Android holds approximately 80% of the global mobile market today. Due to the popularity of the Android operating system for mobile phones, it serves as a more attractive target for hackers and cyber criminals than iOS mobile phones.
Security researchers have discovered ways to take control over roughly 70% of Android devices via a Web page or apps – mostly devices that have outdated versions. Although Google releases patches approximately every four months, most of the devices will likely remain vulnerable to attack because they will not be updated.
Security consultant Graham Cluley accentuated this point when he said, “The fundamental problem is that they [Google] don’t control the hardware and software. Even though all these devices are Android-operated, they run different tweaked versions with different UIs and add-ons.”
While the iOS operating system is only installed on Apple devices and it is relatively easy to obtain updates, security updates for Android OS devices are forced to pass through the mobile network operators and carriers – a hindrance that often takes a great deal of time.

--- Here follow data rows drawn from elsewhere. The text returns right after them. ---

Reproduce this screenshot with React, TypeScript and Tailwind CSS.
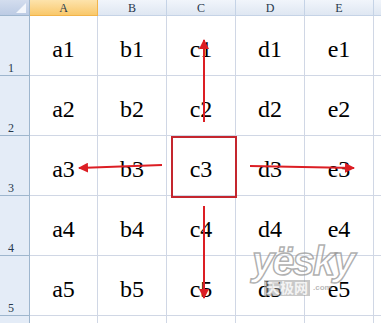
const cols = ['A', 'B', 'C', 'D', 'E'];
const rows = [1, 2, 3, 4, 5];

export default function App() {
  return (
    <div className="relative h-[323px] w-[381px] overflow-hidden bg-white" style={{ fontFamily: '"Liberation Serif", "Noto Sans CJK SC", serif' }}>
      <div className="grid grid-cols-[30px_68px_69px_69px_69px_69px_1fr] grid-rows-[16px_60px_60px_60px_60px_60px_1fr] h-full">
        {/* corner */}
        <div className="relative border-r border-b border-[#9eb6ce] bg-gradient-to-b from-[#d3ddee] to-[#bccbe4]">
          <div className="absolute right-[3px] bottom-[2px] h-0 w-0 border-b-[10px] border-l-[10px] border-b-[#f4f7fc] border-l-transparent" />
        </div>
        {cols.map((c) => (
          <div
            key={c}
            className={`flex items-center justify-center border-r border-b text-[12px] leading-none text-[#27384c] ${
              c === 'A'
                ? 'border-[#f2b44a] bg-gradient-to-b from-[#fde3ab] to-[#f9c86a]'
                : 'border-[#c5d3e6] bg-gradient-to-b from-[#f1f5fb] to-[#dfe7f2]'
            }`}
          >
            {c}
          </div>
        ))}
        <div className="border-b border-[#c5d3e6] bg-gradient-to-b from-[#f1f5fb] to-[#dfe7f2]" />

        {rows.map((r) => (
          <>
            <div key={`h${r}`} className="flex items-end border-r border-b border-[#9eb6ce] bg-[#e4ecf7] pb-[1px] pl-[8px] text-[12px] leading-none text-[#27384c]">
              {r}
            </div>
            {cols.map((c) => (
              <div key={`${c}${r}`} className="flex items-center justify-center border-r border-b border-[#d0d7e5] pt-[6px] text-[24px] leading-none text-black">
                {c.toLowerCase()}
                {r}
              </div>
            ))}
            <div key={`x${r}`} className="border-b border-[#d0d7e5]" />
          </>
        ))}

        <div className="border-r border-[#9eb6ce] bg-[#e4ecf7]" />
        {cols.map((c) => (
          <div key={`z${c}`} className="border-r border-[#d0d7e5]" />
        ))}
        <div />
      </div>

      {/* watermark */}
      <div className="pointer-events-none absolute left-[252px] top-[241px] select-none" style={{ fontFamily: '"Liberation Sans", "Noto Sans CJK SC", sans-serif' }}>
        <div className="text-[40px] font-bold italic leading-none tracking-[-2px] text-white/30" style={{ WebkitTextStroke: '1.5px rgba(150,150,150,0.75)' }}>
          yësky
        </div>
        <div className="ml-[12px] mt-[-1px] flex items-center gap-[3px]">
          <span className="bg-[#9a9a9a]/55 px-[2px] text-[14px] font-bold leading-[16px] text-white/80">天极网</span>
          <span className="text-[8px] font-bold leading-none text-[#999]/70">.com</span>
        </div>
      </div>

      {/* arrows + highlight */}
      <svg className="pointer-events-none absolute inset-0" width="381" height="323" viewBox="0 0 381 323">
        <defs>
          <marker id="ah" viewBox="0 0 10 10" refX="9" refY="5" markerWidth="5" markerHeight="5" orient="auto">
            <path d="M0 0 L10 5 L0 10 Z" fill="#dc1e24" />
          </marker>
        </defs>
        <rect x="172" y="137" width="64" height="60" fill="none" stroke="#c4262e" strokeWidth="2" />
        <g stroke="#dc1e24" strokeWidth="2" fill="none" markerEnd="url(#ah)">
          <line x1="204" y1="122" x2="204" y2="40" />
          <line x1="162" y1="165" x2="79" y2="168" />
          <line x1="250" y1="166" x2="354" y2="168" />
          <line x1="204" y1="206" x2="204" y2="298" />
        </g>
      </svg>
    </div>
  );
}
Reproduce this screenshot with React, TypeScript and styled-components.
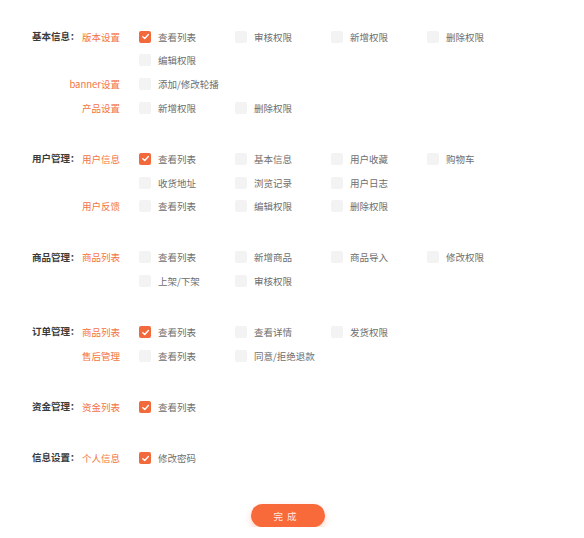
import React from "react";
import styled, { createGlobalStyle } from "styled-components";

const Global = createGlobalStyle`
  html, body { margin: 0; padding: 0; background: #ffffff; }
  body { font-family: "Noto Sans CJK SC", "Noto Sans", sans-serif; }
`;

type Opt = { label: string; checked?: boolean };
type Sub = { name: string; rows: Opt[][] };
type Group = { title: string; subs: Sub[] };

const data: Group[] = [
  {
    title: "基本信息：",
    subs: [
      {
        name: "版本设置",
        rows: [
          [{ label: "查看列表", checked: true }, { label: "审核权限" }, { label: "新增权限" }, { label: "删除权限" }],
          [{ label: "编辑权限" }],
        ],
      },
      { name: "banner设置", rows: [[{ label: "添加/修改轮播" }]] },
      { name: "产品设置", rows: [[{ label: "新增权限" }, { label: "删除权限" }]] },
    ],
  },
  {
    title: "用户管理：",
    subs: [
      {
        name: "用户信息",
        rows: [
          [{ label: "查看列表", checked: true }, { label: "基本信息" }, { label: "用户收藏" }, { label: "购物车" }],
          [{ label: "收货地址" }, { label: "浏览记录" }, { label: "用户日志" }],
        ],
      },
      { name: "用户反馈", rows: [[{ label: "查看列表" }, { label: "编辑权限" }, { label: "删除权限" }]] },
    ],
  },
  {
    title: "商品管理：",
    subs: [
      {
        name: "商品列表",
        rows: [
          [{ label: "查看列表" }, { label: "新增商品" }, { label: "商品导入" }, { label: "修改权限" }],
          [{ label: "上架/下架" }, { label: "审核权限" }],
        ],
      },
    ],
  },
  {
    title: "订单管理：",
    subs: [
      { name: "商品列表", rows: [[{ label: "查看列表", checked: true }, { label: "查看详情" }, { label: "发货权限" }]] },
      { name: "售后管理", rows: [[{ label: "查看列表" }, { label: "同意/拒绝退款" }]] },
    ],
  },
  {
    title: "资金管理：",
    subs: [{ name: "资金列表", rows: [[{ label: "查看列表", checked: true }]] }],
  },
  {
    title: "信息设置：",
    subs: [{ name: "个人信息", rows: [[{ label: "修改密码", checked: true }]] }],
  },
];

const ROW = 23.67;

const Page = styled.div`
  padding: 25px 0 0 32px;
  width: 584px;
  box-sizing: border-box;
`;

const Section = styled.div`
  display: flex;
  margin-bottom: 27.5px;
`;

const GroupTitle = styled.div`
  width: 48px;
  height: ${ROW}px;
  line-height: ${ROW}px;
  font-size: 9.5px;
  font-weight: 700;
  color: #3a3a3a;
  white-space: nowrap;
`;

const SubList = styled.div`
  display: flex;
  flex-direction: column;
`;

const SubRow = styled.div`
  display: flex;
`;

const SubName = styled.div`
  width: 40px;
  height: ${ROW}px;
  display: flex;
  align-items: center;
  justify-content: flex-end;
  font-size: 9.5px;
  color: #f37442;
  white-space: nowrap;
`;

const OptionGrid = styled.div`
  margin-left: 19px;
  display: flex;
  flex-direction: column;
`;

const OptionRow = styled.div`
  display: grid;
  grid-template-columns: repeat(4, 96px);
  height: ${ROW}px;
`;

const Option = styled.label`
  display: flex;
  align-items: center;
  gap: 7px;
  font-size: 9.5px;
  color: #6e6e6e;
  white-space: nowrap;
`;

const Box = styled.span<{ $checked?: boolean }>`
  width: 12px;
  height: 12px;
  border-radius: 2px;
  background: ${(p) => (p.$checked ? "#f26a3b" : "#f3f3f4")};
  display: inline-flex;
  align-items: center;
  justify-content: center;
  flex-shrink: 0;
`;

const Footer = styled.div`
  display: flex;
  justify-content: center;
  padding: 6.6px 8px 0 0;
  margin-left: -32px;
`;

const DoneButton = styled.button`
  width: 74px;
  height: 23px;
  border: none;
  border-radius: 12px;
  background: #f96a3b;
  color: #ffe9e0;
  font-family: "Noto Sans CJK SC", sans-serif;
  font-size: 9.5px;
  letter-spacing: 4px;
  padding-left: 4px;
  box-shadow: 0 3px 6px rgba(249, 106, 59, 0.3);
  cursor: pointer;
`;

const Check = () => (
  <svg width="9" height="9" viewBox="0 0 10 10">
    <path d="M2 5.2 L4.2 7.3 L8.2 2.8" fill="none" stroke="#fff" strokeWidth="1.5" strokeLinecap="round" strokeLinejoin="round" />
  </svg>
);

export default function App() {
  return (
    <>
      <Global />
      <Page>
        {data.map((g, gi) => (
          <Section key={gi}>
            <GroupTitle>{g.title}</GroupTitle>
            <SubList>
              {g.subs.map((s, si) => (
                <SubRow key={si}>
                  <SubName>{s.name}</SubName>
                  <OptionGrid>
                    {s.rows.map((r, ri) => (
                      <OptionRow key={ri}>
                        {r.map((o, oi) => (
                          <Option key={oi}>
                            <Box $checked={o.checked}>{o.checked && <Check />}</Box>
                            {o.label}
                          </Option>
                        ))}
                      </OptionRow>
                    ))}
                  </OptionGrid>
                </SubRow>
              ))}
            </SubList>
          </Section>
        ))}
        <Footer>
          <DoneButton>完成</DoneButton>
        </Footer>
      </Page>
    </>
  );
}
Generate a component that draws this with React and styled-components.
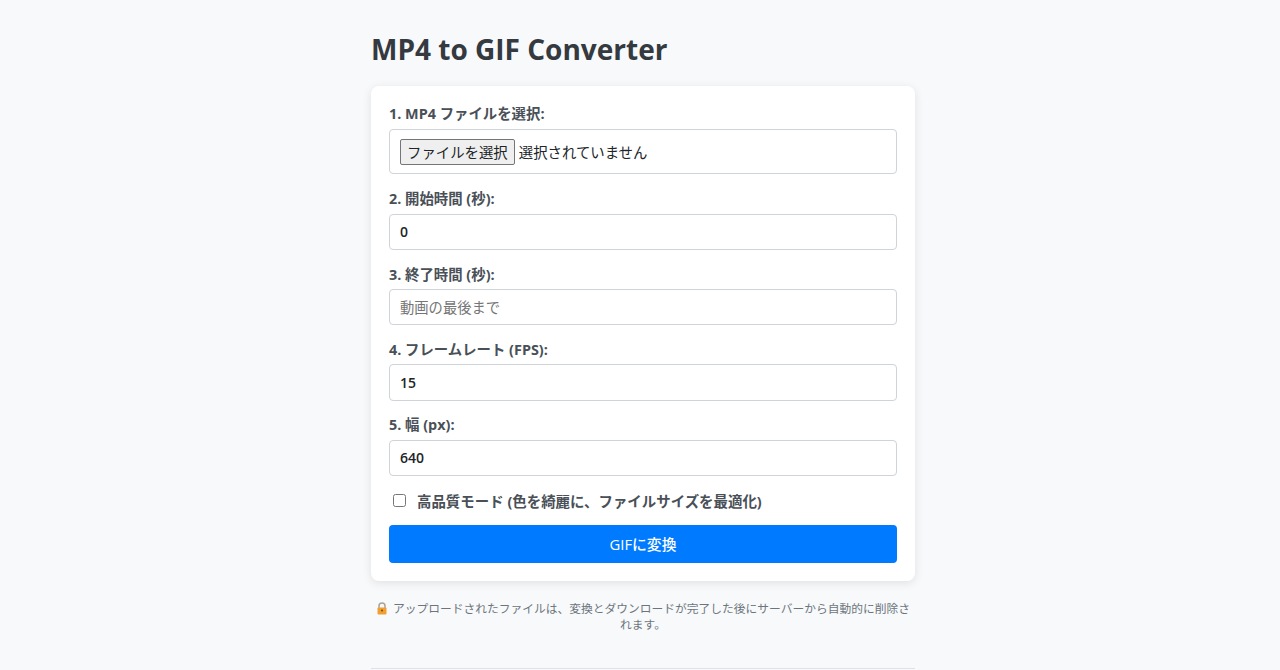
import React from "react";
import styled, { createGlobalStyle } from "styled-components";

const FONT = `"Open Sans", "Noto Sans CJK JP", sans-serif`;

const Global = createGlobalStyle`
  html, body { margin: 0; background: #f8f9fa; height: 670px; overflow: hidden; }
  * { box-sizing: border-box; }
  body { padding: 0 0 0 6px; font-family: ${FONT}; color: #343a40; }
`;

const Page = styled.main`
  width: 544px;
  margin: 0 auto;
  padding-top: 29px;
`;
const Title = styled.h1`
  margin: 0 0 16px;
  font-size: 28px;
  line-height: 41px;
  font-weight: 700;
  color: #343a40;
`;
const Card = styled.form`
  background: #fff;
  border-radius: 8px;
  box-shadow: 0 2px 10px rgba(0, 0, 0, 0.1);
  padding: 18px;
  display: flex;
  flex-direction: column;
`;
const Field = styled.div`
  display: flex;
  flex-direction: column;
  margin-bottom: ${(p) => p.$gap || 14.4}px;
`;
const Label = styled.label`
  font-size: 14.4px;
  line-height: 19.4px;
  font-weight: 700;
  color: #495057;
  margin-bottom: 5.13px;
`;
const FileBox = styled.div`
  height: 45.4px;
  border: 1px solid #ced4da;
  border-radius: 4px;
  display: flex;
  align-items: center;
  padding: 1px 10px 0;
  font-size: 14.4px;
  color: #212529;
`;
const FileButton = styled.button`
  height: 26px;
  padding: 0 6px;
  margin-right: 4px;
  font: 14.4px ${FONT};
  color: #212529;
  background: #efefef;
  border: 1px solid #767676;
  border-radius: 2px;
`;
const Input = styled.input`
  height: 36.4px;
  border: 1px solid #ced4da;
  border-radius: 4px;
  padding: 0 10px;
  font: 600 14px ${FONT};
  color: #212529;
  background: #fff;
  outline: none;
  &::placeholder {
    font-size: 14.3px;
    font-weight: 400;
    color: #757575;
  }
`;
const CheckRow = styled.label`
  display: flex;
  align-items: center;
  height: 20px;
  margin-bottom: 14.4px;
  padding-left: 4px;
  font-size: 14.45px;
  font-weight: 700;
  color: #495057;
`;
const Check = styled.input`
  width: 13px;
  height: 13px;
  margin: 0 11px 0 0;
`;
const Submit = styled.button`
  height: 38px;
  border: none;
  border-radius: 4px;
  background: #007bff;
  color: #fff;
  font: 500 14.8px ${FONT};
`;
const Note = styled.p`
  margin: 19px 0 0;
  padding: 0 4px;
  font-size: 11.75px;
  line-height: 16px;
  color: #6c757d;
  text-align: center;
`;
const LockIcon = styled.svg`
  width: 12px;
  height: 13px;
  vertical-align: -2px;
  margin-right: 5px;
`;
const Rule = styled.hr`
  margin: 36px 0 0;
  border: none;
  border-top: 1px solid #dee2e6;
`;

const fields = [
  { label: "2. 開始時間 (秒):", value: "0" },
  { label: "3. 終了時間 (秒):", placeholder: "動画の最後まで" },
  { label: "4. フレームレート (FPS):", value: "15" },
  { label: "5. 幅 (px):", value: "640" },
];

export default function App() {
  return (
    <Page>
      <Global />
      <Title>MP4 to GIF Converter</Title>
      <Card onSubmit={(e) => e.preventDefault()}>
        <Field $gap={15.34}>
          <Label>1. MP4 ファイルを選択:</Label>
          <FileBox>
            <FileButton type="button">ファイルを選択</FileButton>
            <span>選択されていません</span>
          </FileBox>
        </Field>
        {fields.map((f) => (
          <Field key={f.label}>
            <Label>{f.label}</Label>
            <Input type="text" defaultValue={f.value} placeholder={f.placeholder} />
          </Field>
        ))}
        <CheckRow>
          <Check type="checkbox" />
          高品質モード (色を綺麗に、ファイルサイズを最適化)
        </CheckRow>
        <Submit type="submit">GIFに変換</Submit>
      </Card>
      <Note>
        <LockIcon viewBox="0 0 12 13" aria-hidden="true">
          <path d="M3 6V4a3 3 0 0 1 6 0v2" fill="none" stroke="#a8a29a" strokeWidth="1.5" />
          <rect x="1.5" y="5.5" width="9" height="7" rx="1" fill="#f0a030" />
          <circle cx="6" cy="8.5" r="1" fill="#7a4a10" />
        </LockIcon>
        アップロードされたファイルは、変換とダウンロードが完了した後にサーバーから自動的に削除されます。
      </Note>
      <Rule />
    </Page>
  );
}
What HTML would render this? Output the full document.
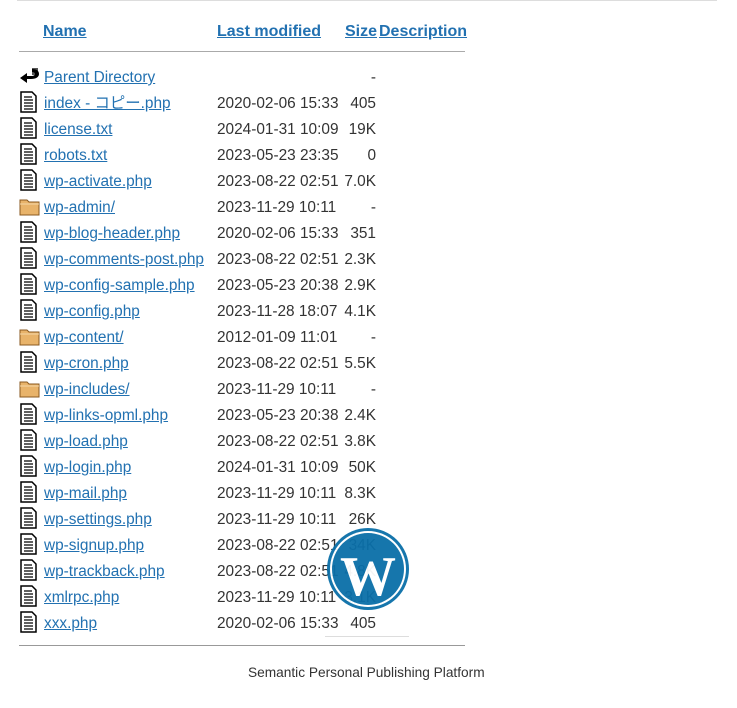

The following chart describes the patching process for an Android device, from the first discovery of a vulnerability through to the repair that ultimately reaches the end-user device. The repair process at point C is typical for every software product. The repair software represented by point C is usually the end vulnerability window shown at point A.
Points D – G represent the repair process specific to Google; whenever a patch to Android becomes necessary, Google provides an update via its open source forum. The manufacturers produce the update, vendors release it and then the user installs the updated customized version of his operating system.
It should be noted that the patch release date is not the date when these updates are actually available to users. Once Google releases an update, the manufacturer must update it to suit his material. There is a possibility that the updates may never actually become available to the user, for example, if the vendor decides that distributing the update is too expensive for him.
As a result of the window of vulnerability and the different Google and the manufacturer release dates, hackers can use reverse engineering techniques to identify and exploit the vulnerability of a device by using the information found in the original published patch, or that of any other manufacturer who may have issued the patch at an earlier date.
Clearly, the fact that Google provides a secure platform for Android is insufficient – it is also important to ensure that their patches reach their targets, Android users, within the shortest possible time, to minimize the attack window.